Leas-Cathaoirleach of the MD, Cllr Joe Garrihy (FG) pointed out “social enterprise economy is going to be coming down the road, it is a great opportunity to potentially look at and develop structure for them. The Council will never be a great hotelier but that doesn’t mean we can’t help through Rural Development & Economic Development Directorates to fund social enterprise”. Cllr Lynch said, “There is a vast difference in assisting and running, the Council is not designed to run”.

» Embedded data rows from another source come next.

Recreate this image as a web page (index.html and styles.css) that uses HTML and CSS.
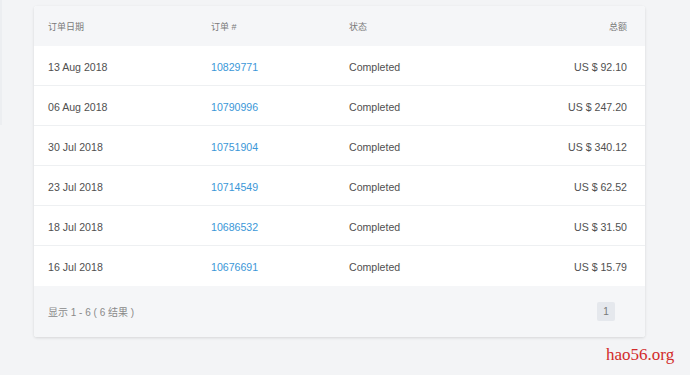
FILE: index.html
```html
<!DOCTYPE html>
<html lang="zh">
<head>
  <meta charset="UTF-8">
  <title>订单</title>
  <link rel="stylesheet" href="styles.css">
</head>
<body>
  <div class="side-edge"></div>

  <div class="page">
    <div class="orders-card">
      <div class="orders-row orders-head">
        <div>订单日期</div>
        <div>订单 #</div>
        <div>状态</div>
        <div class="amount">总额</div>
      </div>

      <div class="orders-row">
        <div>13 Aug 2018</div>
        <div><a href="#" class="order-link">10829771</a></div>
        <div>Completed</div>
        <div class="amount">US $ 92.10</div>
      </div>
      <div class="orders-row">
        <div>06 Aug 2018</div>
        <div><a href="#" class="order-link">10790996</a></div>
        <div>Completed</div>
        <div class="amount">US $ 247.20</div>
      </div>
      <div class="orders-row">
        <div>30 Jul 2018</div>
        <div><a href="#" class="order-link">10751904</a></div>
        <div>Completed</div>
        <div class="amount">US $ 340.12</div>
      </div>
      <div class="orders-row">
        <div>23 Jul 2018</div>
        <div><a href="#" class="order-link">10714549</a></div>
        <div>Completed</div>
        <div class="amount">US $ 62.52</div>
      </div>
      <div class="orders-row">
        <div>18 Jul 2018</div>
        <div><a href="#" class="order-link">10686532</a></div>
        <div>Completed</div>
        <div class="amount">US $ 31.50</div>
      </div>
      <div class="orders-row">
        <div>16 Jul 2018</div>
        <div><a href="#" class="order-link">10676691</a></div>
        <div>Completed</div>
        <div class="amount">US $ 15.79</div>
      </div>

      <div class="orders-foot">
        <div class="result-count">显示 1 - 6 ( 6 结果 )</div>
        <div class="pager">
          <span class="page-num">1</span>
        </div>
      </div>
    </div>
  </div>

  <div class="watermark">hao56.org</div>
</body>
</html>
```

FILE: styles.css
```css
* {
  margin: 0;
  padding: 0;
  box-sizing: border-box;
}

body {
  font-family: 'Liberation Sans', Arial, 'Noto Sans CJK SC', sans-serif;
  background: #f3f4f6;
  color: #505050;
  width: 690px;
  height: 375px;
  overflow: hidden;
  position: relative;
}

/* faint edge of the sidebar panel */
.side-edge {
  position: absolute;
  top: 0;
  left: 0;
  width: 2px;
  height: 125px;
  background: #eceef1;
}

.page {
  padding: 6px 0 0 34px;
}

.orders-card {
  width: 611px;
  background: #ffffff;
  border-radius: 3px;
  box-shadow: 0 1px 3px rgba(0, 0, 0, 0.12);
  overflow: hidden;
}

.orders-row {
  display: grid;
  grid-template-columns: 163px 138px 1fr 140px;
  align-items: center;
  height: 40px;
  padding: 2px 18px 0 14px;
  font-size: 10.6px;
  border-bottom: 1px solid #eef0f2;
}

.orders-head {
  padding-top: 1px;
  background: #f5f6f8;
  color: #7a7a7a;
  font-size: 9px;
  border-bottom: none;
}

.orders-row:nth-last-child(2) {
  border-bottom: none;
}

.amount {
  text-align: right;
}

.order-link {
  color: #3b97d8;
  text-decoration: none;
}

.orders-foot {
  display: flex;
  justify-content: space-between;
  align-items: center;
  height: 51px;
  padding: 0 30px 0 14px;
  background: #f5f6f8;
}

.result-count {
  font-size: 10px;
  color: #8a8a8a;
}

.page-num {
  display: flex;
  justify-content: center;
  align-items: center;
  width: 18px;
  height: 19px;
  border-radius: 2px;
  background: #e5e8ed;
  color: #777;
  font-size: 10px;
}

.watermark {
  position: absolute;
  left: 606px;
  top: 345px;
  font-family: 'Liberation Serif', serif;
  font-size: 17px;
  color: #d22b2b;
}
```
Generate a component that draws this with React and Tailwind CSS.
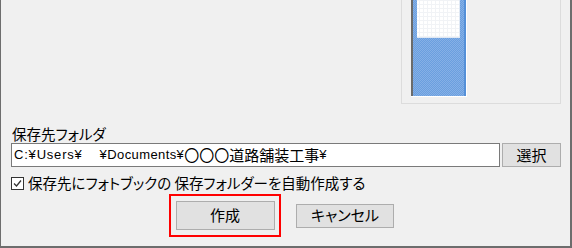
import React from "react";

const jp = { fontFamily: '"Noto Sans CJK JP", "Noto Sans", sans-serif' };

function BookImage() {
  return (
    <svg width="56" height="97" viewBox="0 0 56 97" className="block">
      <defs>
        <pattern id="chk" width="2" height="2" patternUnits="userSpaceOnUse">
          <rect width="2" height="2" fill="#86b0e6" />
          <rect width="1" height="1" fill="#6a9fdf" />
          <rect x="1" y="1" width="1" height="1" fill="#6a9fdf" />
        </pattern>
        <pattern id="grid" width="4" height="4" patternUnits="userSpaceOnUse">
          <rect width="4" height="4" fill="#ffffff" />
          <rect width="4" height="1" fill="#f1f3f6" />
          <rect width="1" height="4" fill="#f1f3f6" />
        </pattern>
      </defs>
      <rect x="0" y="0" width="56" height="97" fill="#ffffff" />
      <rect x="0" y="0" width="2" height="96" fill="#6b6b6b" />
      <rect x="2" y="0" width="53" height="96" fill="url(#chk)" />
      <rect x="53" y="0" width="2" height="96" fill="#5590d8" />
      <rect x="6" y="0" width="43" height="38" fill="#dfe8f4" />
      <rect x="6" y="0" width="42" height="37" fill="url(#grid)" />
    </svg>
  );
}

function WinButton({ children, className }) {
  return (
    <div
      className={
        "flex items-center justify-center border border-[#adadad] bg-[#e1e1e1] text-[15px] text-black " +
        className
      }
      style={jp}
    >
      {children}
    </div>
  );
}

export default function App() {
  return (
    <div className="w-[572px] h-[248px] bg-[#f0f0f0] border-l border-r-2 border-b-2 border-[#6d6d6d] overflow-hidden flex flex-col pl-[10px] pr-[9px] text-black [font-feature-settings:'palt']">
      <div className="h-[104px] flex justify-end">
        <div className="w-[160px] h-[104px] border-l border-r border-b border-[#dcdcdc] pl-[9px]">
          <BookImage />
        </div>
      </div>

      <div className="mt-[20px] h-[19px] pl-[1px] text-[14.5px] leading-[19px]" style={jp}>
        保存先フォルダ
      </div>

      <div className="flex gap-[2px] h-[24px]">
        <div className="w-[489px] h-[24px] border border-[#7a7a7a] bg-white flex items-center pl-[2px] whitespace-pre text-[13px]">
          <span style={{ fontFamily: '"Liberation Sans", sans-serif' }} className="tracking-[0.8px]">
            C:¥Users¥
          </span>
          <span className="w-[17px]"></span>
          <span style={{ fontFamily: '"Liberation Sans", sans-serif' }} className="tracking-[0.4px]">
            ¥Documents¥
          </span>
          <span className="text-[15px] [font-feature-settings:normal]" style={jp}>
            〇〇〇道路舗装工事
          </span>
          <span style={{ fontFamily: '"Liberation Sans", sans-serif' }}>¥</span>
        </div>
        <WinButton className="w-[59px] h-[24px]">選択</WinButton>
      </div>

      <div className="mt-[6px] h-[20px] flex items-center" style={jp}>
        <div className="w-[13px] h-[13px] border border-[#333333] bg-white flex items-center justify-center">
          <svg width="11" height="11" viewBox="0 0 11 11">
            <path d="M2 5.5 L4.5 8 L9 2.5" fill="none" stroke="#333333" strokeWidth="1.3" />
          </svg>
        </div>
        <span className="ml-[4px] text-[14.5px] leading-[20px]">
          保存先にフォトブックの 保存フォルダーを自動作成する
        </span>
      </div>

      <div className="mt-[1px] flex items-center pl-[158px]">
        <div className="w-[112px] h-[43px] border-2 border-[#ff0000] flex items-center justify-center">
          <WinButton className="w-[99px] h-[29px]">作成</WinButton>
        </div>
        <WinButton className="ml-[15px] w-[98px] h-[24px]">キャンセル</WinButton>
      </div>
    </div>
  );
}
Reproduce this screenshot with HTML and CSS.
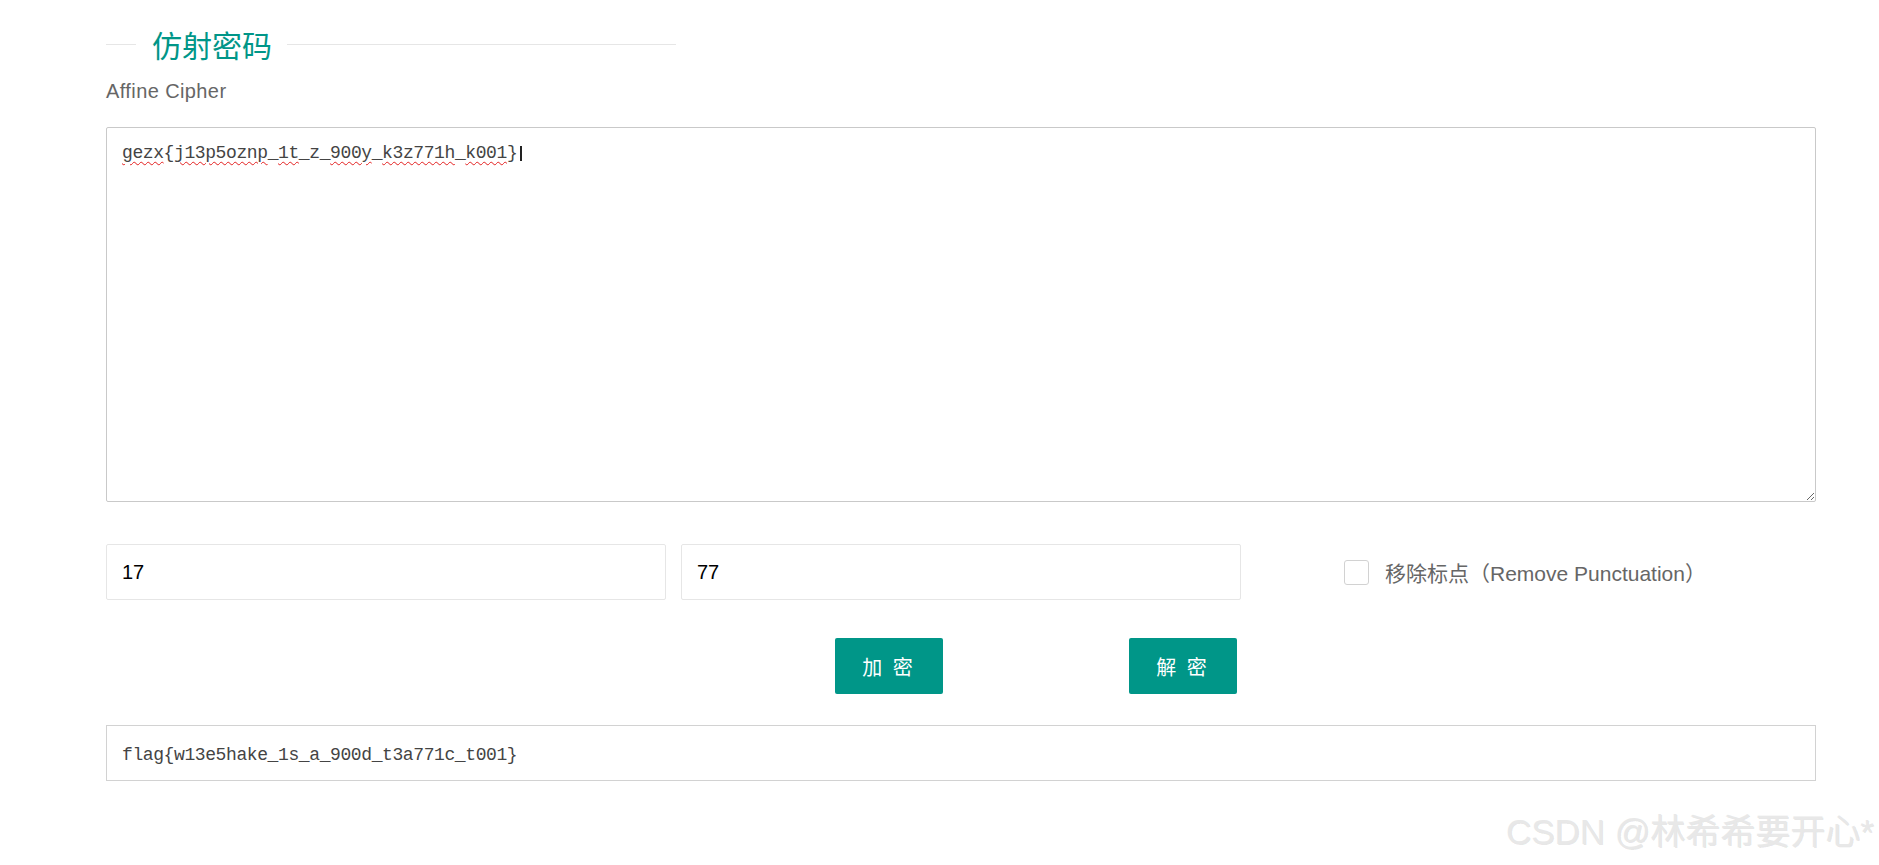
FILE: index.html
```html
<!DOCTYPE html>
<html>
<head>
    <meta charset="utf-8">
    <title>仿射密码 Affine Cipher</title>
    <link rel="stylesheet" href="styles.css">
</head>
<body>
    <div class="page">
        <div class="field-title">
            <span class="line short"></span>
            <h2>仿射密码</h2>
            <span class="line"></span>
        </div>
        <p class="subtitle">Affine Cipher</p>

        <div class="textarea" id="source"><span class="typo">gezx</span>{<span class="typo">j13p5oznp</span>_<span class="typo">1t</span>_z_<span class="typo">900y</span>_<span class="typo">k3z771h</span>_<span class="typo">k001</span>}<span class="caret"></span></div>

        <div class="key-row">
            <div class="col"><input class="key-input" type="text" value="17"></div>
            <div class="col"><input class="key-input" type="text" value="77"></div>
            <div class="col check-col">
                <span class="checkbox"></span>
                <span class="check-label">移除标点（Remove Punctuation）</span>
            </div>
        </div>

        <div class="button-row">
            <button class="btn">加 密</button>
            <button class="btn">解 密</button>
        </div>

        <div class="result">flag{w13e5hake_1s_a_900d_t3a771c_t001}</div>
    </div>

    <div class="watermark">CSDN @林希希要开心*</div>
</body>
</html>
```

FILE: styles.css
```css
body {
    margin: 0;
    padding: 0;
    background-color: #fff;
    font-family: "Liberation Sans", Arial, "Noto Sans CJK SC", sans-serif;
    color: #333;
    position: relative;
    min-height: 865px;
}

.page {
    width: 1710px;
    padding-left: 106px;
}

/* title with the thin line on both sides */
.field-title {
    width: 570px;
    height: 30px;
    padding-top: 29px;
    display: flex;
    align-items: center;
}

.field-title .line {
    flex: 1;
    height: 1px;
    background-color: #e6e6e6;
}

.field-title .line.short {
    flex: 0 0 30px;
}

.field-title h2 {
    margin: 0;
    padding: 0 15px 0 16px;
    font-family: "Noto Sans CJK SC", sans-serif;
    font-size: 30px;
    font-weight: 400;
    line-height: 30px;
    color: #009688;
}

.subtitle {
    margin: 21px 0 0 0;
    font-size: 20px;
    line-height: 22px;
    letter-spacing: 0.4px;
    color: #666;
}

.textarea {
    box-sizing: border-box;
    margin-top: 25px;
    height: 375px;
    padding: 14px 15px;
    border: 1px solid #c9c9c9;
    border-radius: 2px;
    font-family: "Liberation Mono", "Courier New", monospace;
    font-size: 18px;
    letter-spacing: -0.4px;
    line-height: 22px;
    color: #444;
    overflow: auto;
    resize: vertical;
    white-space: pre-wrap;
}

.typo {
    text-decoration: underline wavy #e32020;
    text-decoration-thickness: 1px;
    text-underline-offset: 3px;
}

.caret {
    display: inline-block;
    width: 2px;
    height: 15px;
    margin-left: 3px;
    vertical-align: -3px;
    background-color: #222;
}

.key-row {
    margin-top: 42px;
    display: grid;
    grid-template-columns: repeat(3, 1fr);
    column-gap: 15px;
}

.key-input {
    box-sizing: border-box;
    width: 100%;
    height: 56px;
    padding: 0 15px;
    border: 1px solid #e6e6e6;
    border-radius: 2px;
    font-family: "Liberation Sans", Arial, sans-serif;
    font-size: 20px;
    color: #000;
    outline: none;
}

.check-col {
    display: flex;
    align-items: center;
    padding-left: 88px;
}

.checkbox {
    box-sizing: border-box;
    width: 25px;
    height: 25px;
    border: 1px solid #d2d2d2;
    border-radius: 3px;
    background-color: #fff;
}

.check-label {
    margin-left: 16px;
    font-size: 21px;
    color: #666;
}

.button-row {
    margin-top: 38px;
    padding-left: 729px;
    display: flex;
    gap: 186px;
}

.btn {
    width: 108px;
    height: 56px;
    border: none;
    border-radius: 2px;
    background-color: #009688;
    color: #fff;
    font-family: "Noto Sans CJK SC", sans-serif;
    font-size: 20px;
    letter-spacing: 3px;
    cursor: pointer;
}

.result {
    box-sizing: border-box;
    margin-top: 31px;
    height: 56px;
    padding: 5px 15px 0 15px;
    border: 1px solid #d2d2d2;
    font-family: "Liberation Mono", "Courier New", monospace;
    font-size: 18px;
    letter-spacing: -0.4px;
    line-height: 48px;
    color: #444;
}

/* site watermark over the bottom right corner */
.watermark {
    position: absolute;
    right: 5px;
    top: 812px;
    font-size: 35px;
    line-height: 40px;
    color: #e8e8e8;
    text-shadow: 1px 1px 0 rgba(0, 0, 0, 0.1);
}
```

Cllr Murphy who is also a tourism consultant, flagged “The fastest and most effective way of transferring pounds, shillings and pence of the visitor is into the service accommodation industry”. “The Planning Department are pro hotel development, the Physical Development Directorate are pro hotel development, Clare County Council corporally is pro hotel investment and development into the county as part of the strategy,” Cleary outlined.

A suggestion was made by Cllr Garrihy to pitch to hotel developers to come into Clare, “aggressively going out there and selling the county”. “We should push the idea of green hotels. We could become the greenest county in Ireland for holiday making,” Cllr Roisin Garvey (GP) added. The meeting was told that the suggestions would be passed on to the Council’s tourism department.

Kilrush’s Cllr Lynch called for a West Clare marketing officer “be reinstated full time as per statutory right”. Cllr Garrihy was in agreement, “Marketing is what we need”. He recalled tributes made to the late Peter Considine and his role in bringing a group to Doonbeg in the site that is now the home of the Trump resort, “that was marketing done by a county councillor” and also Shannon Development’s input in the international marketing of the Spa Wells in the early noughties.